Topologically driven coronal dynamics – a mechanism for coronal hole jets
- 1European Space Agency, Research and Scientific Support Department, c/o NASA Goddard Space Flight Center, Mail Code 671.1, Greenbelt, MD 20771, USA
- 2Heliophysics Division, NASA Goddard Space Flight Center, Mail Code 674.0, Greenbelt, MD 20771, USA
Abstract. Bald patches are magnetic topologies in which the magnetic field is concave up over part of a photospheric polarity inversion line. A bald patch topology is believed to be the essential ingredient for filament channels and is often found in extrapolations of the observed photospheric field. Using an analytic source-surface model to calculate the magnetic topology of a small bipolar region embedded in a global magnetic dipole field, we demonstrate that although common in closed-field regions close to the solar equator, bald patches are unlikely to occur in the open-field topology of a coronal hole.
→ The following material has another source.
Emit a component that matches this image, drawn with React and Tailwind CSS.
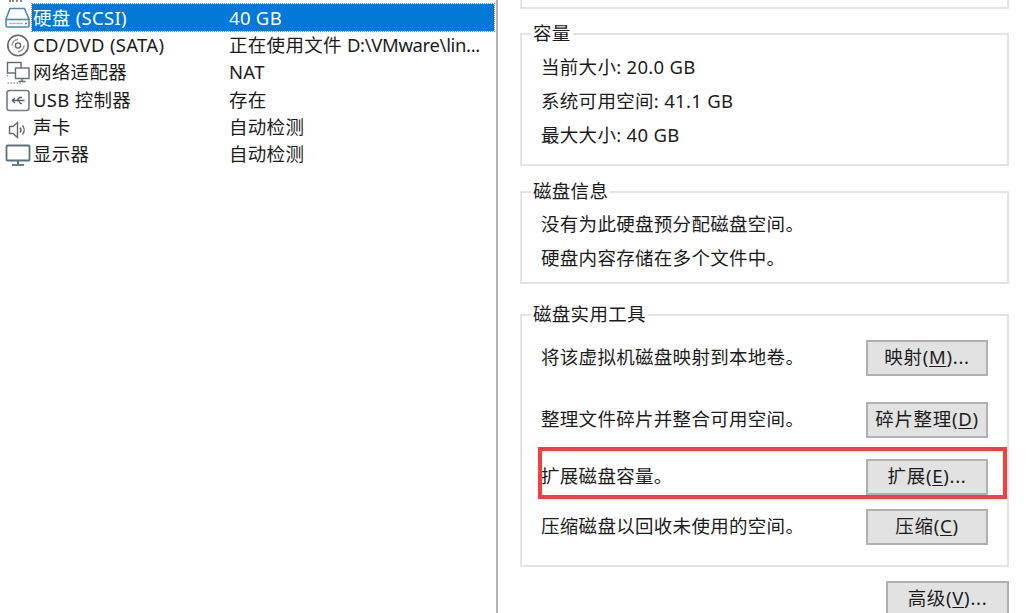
const FONT = "font-['Noto_Sans','Noto_Sans_CJK_SC',sans-serif]";

const DiskIcon = () => (
  <svg width="28" height="24" viewBox="0 0 28 24" fill="none" stroke="#4f87b3" strokeWidth="1.6">
    <path d="M6 2.5h14.5L25 13v6.5a1.5 1.5 0 0 1-1.5 1.5h-20A1.5 1.5 0 0 1 2 19.5V13z" fill="#fff" />
    <path d="M2 13.5h23" />
    <path d="M5 17.5h14" stroke="#9dbad0" strokeWidth="1.4" />
    <path d="M21 17.5h2" stroke="#4f87b3" strokeWidth="1.6" />
  </svg>
);
const CdIcon = () => (
  <svg width="28" height="24" viewBox="0 0 28 24" fill="none" stroke="#666" strokeWidth="1.6">
    <circle cx="14" cy="12.5" r="10.2" fill="#fff" />
    <circle cx="14" cy="12.5" r="2.6" strokeWidth="1.4" />
    <path d="M8 12.5a6 6 0 0 1 6-6" stroke="#9a9a9a" strokeWidth="1.4" />
    <path d="M20 12.5a6 6 0 0 1-6 6" stroke="#9a9a9a" strokeWidth="1.4" />
  </svg>
);
const NetIcon = () => (
  <svg width="28" height="24" viewBox="0 0 28 24" fill="none" stroke="#666" strokeWidth="1.4">
    <rect x="3.5" y="2.5" width="13.5" height="10.5" fill="#fff" />
    <rect x="11.5" y="8" width="13.5" height="10.5" fill="#fff" stroke="#5b6f7d" />
    <path d="M18 18.5v3M14.5 21.5h7" />
    <path d="M3.5 15v2M3.5 23h15" strokeDasharray="1.5 1.5" stroke="#9a9a9a" />
  </svg>
);
const UsbIcon = () => (
  <svg width="28" height="24" viewBox="0 0 28 24" fill="none" stroke="#6f7b85" strokeWidth="1.6">
    <rect x="3" y="2.5" width="22" height="20" rx="2.5" fill="#fff" />
    <path d="M8 12.5h12.5M8 12.5l3-2.6M8 12.5l3 2.6M13 12.5l2.5-3H18M14.5 12.5l2 3h1.5" strokeWidth="1.3" stroke="#4f6272" />
  </svg>
);
const SpeakerIcon = () => (
  <svg width="28" height="24" viewBox="0 0 28 24" fill="none" stroke="#666" strokeWidth="1.4">
    <path d="M5.5 11.5h3.5L13.5 7.5v15L9 18.5H5.5z" fill="#fff" />
    <path d="M16 12.5a4 4 0 0 1 0 5M18.5 10.5a7 7 0 0 1 0 9" />
  </svg>
);
const MonitorIcon = () => (
  <svg width="28" height="24" viewBox="0 0 28 24" fill="none" stroke="#5b6f7d" strokeWidth="1.8">
    <rect x="2.5" y="3.5" width="23" height="15" rx="1" fill="#fff" />
    <path d="M14 18.5v4" strokeWidth="2" />
    <path d="M8 23h12" strokeWidth="1.8" />
  </svg>
);

const rows = [
  { icon: <DiskIcon />, name: "硬盘 (SCSI)", value: "40 GB", selected: true },
  { icon: <CdIcon />, name: "CD/DVD (SATA)", value: <>正在使用文件 <span className="tracking-[-0.35px]">D:\VMware\lin...</span></> },
  { icon: <NetIcon />, name: "网络适配器", value: "NAT" },
  { icon: <UsbIcon />, name: "USB 控制器", value: "存在" },
  { icon: <SpeakerIcon />, name: "声卡", value: "自动检测" },
  { icon: <MonitorIcon />, name: "显示器", value: "自动检测" },
];

function Group({ title, className = "", children }) {
  return (
    <div className={`relative border-2 border-[#e4e4e4] ${className}`}>
      <span className="absolute left-[9px] top-[-15px] bg-white px-[2px] leading-[26px] text-[#1c1c1c]">{title}</span>
      {children}
    </div>
  );
}

function Btn({ pre, k, post = "", className = "w-[122px]" }) {
  return (
    <div className={`flex h-[36px] shrink-0 items-center justify-center border-2 border-[#b0b0b0] bg-[#e2e2e2] tracking-[0.7px] text-[#1c1c1c] ${className}`}>
      <span className="mb-[2px]">{pre}(<span className="underline underline-offset-2">{k}</span>){post}</span>
    </div>
  );
}

function ToolRow({ text, btn, className = "" }) {
  return (
    <div className={`flex items-center justify-between pl-[19px] pr-[19px] ${className}`}>
      <span className="mb-[2px]">{text}</span>
      {btn}
    </div>
  );
}

export default function App() {
  return (
    <div className={`relative flex h-[613px] w-[1029px] overflow-hidden bg-white text-[18.5px] leading-[26px] tracking-[0.3px] text-[#1c1c1c] ${FONT}`}>
      <div className="flex h-full w-[498px] shrink-0 flex-col border-r-2 border-[#b4b4b4] pt-[4px]">
        {rows.map((r) => (
          <div key={r.name} className="flex h-[27.3px] items-center pl-[4px]">
            <span className="flex h-[24px] w-[28px] shrink-0 items-center">{r.icon}</span>
            <div className={`flex h-full flex-1 items-center ${r.selected ? "mr-[2px] bg-[#0078d7] text-white outline-1 outline-dotted outline-[#c98a3c]" : ""}`}>
              <span className="w-[197px] shrink-0 whitespace-nowrap pl-[1px]">{r.name}</span>
              <span className="whitespace-nowrap">{r.value}</span>
            </div>
          </div>
        ))}
      </div>

      <div className="relative flex min-w-0 flex-1 flex-col pl-[22px] pr-[20px]">
        <div className="h-[9px] shrink-0 border-x-2 border-b-2 border-[#e4e4e4]" />

        <Group title="容量" className="mt-[24px] flex h-[133px] shrink-0 flex-col gap-[8px] pl-[19px] pt-[19px]">
          <div>当前大小: 20.0 GB</div>
          <div>系统可用空间: 41.1 GB</div>
          <div>最大大小: 40 GB</div>
        </Group>

        <Group title="磁盘信息" className="mt-[25px] flex h-[93px] shrink-0 flex-col gap-[8px] pl-[19px] pt-[18px]">
          <div>没有为此硬盘预分配磁盘空间。</div>
          <div>硬盘内容存储在多个文件中。</div>
        </Group>

        <Group title="磁盘实用工具" className="mt-[30px] h-[253px] shrink-0 pt-[24px]">
          <ToolRow text="将该虚拟机磁盘映射到本地卷。" btn={<Btn pre="映射" k="M" post="..." />} />
          <ToolRow className="mt-[26px]" text="整理文件碎片并整合可用空间。" btn={<Btn pre="碎片整理" k="D" />} />
          <ToolRow className="mt-[21px]" text="扩展磁盘容量。" btn={<Btn pre="扩展" k="E" post="..." />} />
          <ToolRow className="mt-[14px]" text="压缩磁盘以回收未使用的空间。" btn={<Btn pre="压缩" k="C" />} />
        </Group>

        <div className="mt-[14px] flex justify-end">
          <Btn pre="高级" k="V" post="..." className="w-[123px]" />
        </div>

        <div className="absolute left-[40px] top-[447px] h-[52px] w-[469px] border-[4px] border-[#f33f3f]" />
      </div>

      <div className="absolute left-[9px] top-0 h-[2px] w-[13px] border-t-2 border-dotted border-[#888]" />
    </div>
  );
}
Our results give rise to the following question: What happens to a bald patch topology when the surrounding field lines open up? This would be the case when a bald patch moves into a coronal hole, or when a coronal hole forms in an area that encompasses a bald patch. Our magnetostatic models show that, in this case, the bald patch topology almost invariably transforms into a null point topology with a spine and a fan. We argue that the time-dependent evolution of this scenario will be very dynamic since the change from a bald patch to null point topology cannot occur via a simple ideal evolution in the corona. We discuss the implications of these findings for recent Hinode XRT observations of coronal hole jets and give an outline of planned time-dependent 3-D MHD simulations to fully assess this scenario.